NALE detection hard for auditors

NALE SMSF auditor

Trustees and their advisers cannot automatically assume transactions involving NALE will be detected by an SMSF auditor.

A specialist practitioner has warned trustees that SMSF auditors cannot be relied upon as the sole individuals who will detect instances of non-arm’s-length expenditure (NALE) due to the nature of their client interaction.

Speaking during a question and answer session at the recent Chartered Accountants Australia and New Zealand SMSF Conference 2021, BDO superannuation partner Shirley Schaefer said: “The accountants are the ones with a [trustee] relationship. They know the clients. They know the [fund] transactions … and they’ve got that connection.

“[But] as an auditor in a lot of cases you don’t even know these people personally. {As such] you don’t know what their connections are, you don’t know what they do for a living necessarily, so it’s really difficult to identify whether or not a transaction should’ve occurred in a fund or whether a transaction just hasn’t occurred in a fund.”

Schaefer used the example of a plumber owning a property in an SMSF reporting no repairs and maintenance to bathrooms during a particular financial year to illustrate her point.

“Does that mean I [have to] automatically raise a NALE issue in my management letter? There may not have been any issues that year,” she noted.

“You don’t know what you don’t know [so] it’s really hard for the auditors. We’re not in a great position to be able to [identify NALE].”

According to Schaefer, the auditors need to explain to the accountants servicing SMSFs what they need to be looking at and the questions they need to be asking of their clients.

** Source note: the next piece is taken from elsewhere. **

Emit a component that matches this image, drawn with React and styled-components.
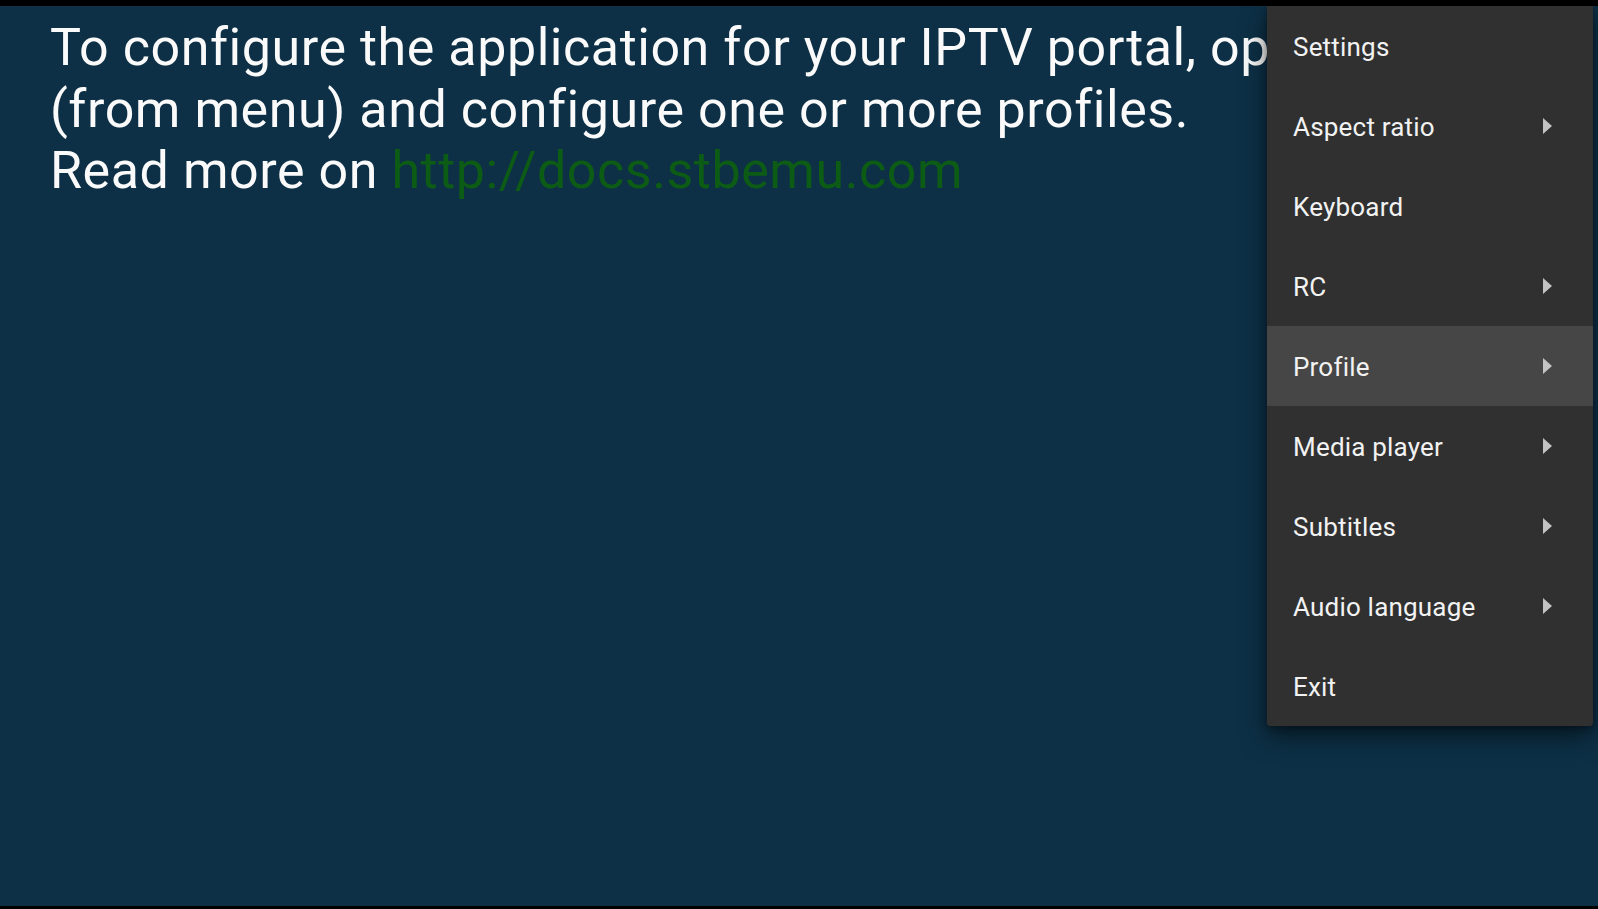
import React from 'react';
import styled, { createGlobalStyle } from 'styled-components';

const GlobalStyle = createGlobalStyle`
  html, body {
    margin: 0;
    padding: 0;
    background: #000;
  }
  body {
    font-family: Roboto, "Noto Sans", sans-serif;
  }
`;

const Screen = styled.div`
  width: 1598px;
  height: 909px;
  display: flex;
  flex-direction: column;
  background: #000;
  overflow: hidden;
`;

const Bar = styled.div`
  height: ${(p) => p.$h}px;
  flex: 0 0 auto;
  background: #000;
`;

const Stage = styled.main`
  position: relative;
  flex: 1;
  background: #0d3046;
  padding: 11px 0 0 50px;
`;

const Intro = styled.p`
  margin: 0;
  font-size: 52px;
  line-height: 61.5px;
  letter-spacing: 0.55px;
  color: #fafafa;
  white-space: nowrap;
`;

const Link = styled.span`
  color: #0d5c16;
`;

const Menu = styled.ul`
  position: absolute;
  top: 0;
  right: 5px;
  width: 326px;
  margin: 0;
  padding: 0;
  list-style: none;
  background: #303030;
  border-radius: 0 0 3px 3px;
  box-shadow: 0 10px 26px rgba(0, 0, 0, 0.55), 0 2px 6px rgba(0, 0, 0, 0.3);
`;

const Item = styled.li`
  height: 80px;
  display: flex;
  align-items: center;
  justify-content: space-between;
  padding: 2px 41px 0 26px;
  box-sizing: border-box;
  font-size: 26px;
  letter-spacing: 0.2px;
  color: #f2f2f2;
  background: ${(p) => (p.$active ? '#464646' : 'transparent')};
`;

const Arrow = styled.span`
  width: 0;
  height: 0;
  margin-top: -2px;
  border-top: 8px solid transparent;
  border-bottom: 8px solid transparent;
  border-left: 9px solid #c4c4c4;
`;

const items = [
  { label: 'Settings' },
  { label: 'Aspect ratio', sub: true },
  { label: 'Keyboard' },
  { label: 'RC', sub: true },
  { label: 'Profile', sub: true, active: true },
  { label: 'Media player', sub: true },
  { label: 'Subtitles', sub: true },
  { label: 'Audio language', sub: true },
  { label: 'Exit' },
];

export default function App() {
  return (
    <Screen>
      <GlobalStyle />
      <Bar $h={6} />
      <Stage>
        <Intro>
          To configure the application for your IPTV portal, open Settings
          <br />
          (from menu) and configure one or more profiles.
          <br />
          Read more on <Link>http://docs.stbemu.com</Link>
        </Intro>
        <Menu>
          {items.map((it) => (
            <Item key={it.label} $active={it.active}>
              <span>{it.label}</span>
              {it.sub && <Arrow />}
            </Item>
          ))}
        </Menu>
      </Stage>
      <Bar $h={3} />
    </Screen>
  );
}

Deloitte superannuation, SMSF and retirement savings partner Liz Westover agreed with her observation, but pointed out detecting NALE is not a straightforward exercise for accountants either.

“I will often deal with a CFO (chief financial officer) or a bookkeeper, so the question then becomes if that bookkeeper is providing services to not only the [SMSF] but other entities belonging to that client group, is the SMSF paying its fair share of [the associated] fees and should it be?” Westover noted.

“If I know those services have been provided and I haven’t raised it with my client, what are my obligations there? Am I to blame?

“So I think there are a lot of issues around this we’re just not across yet.”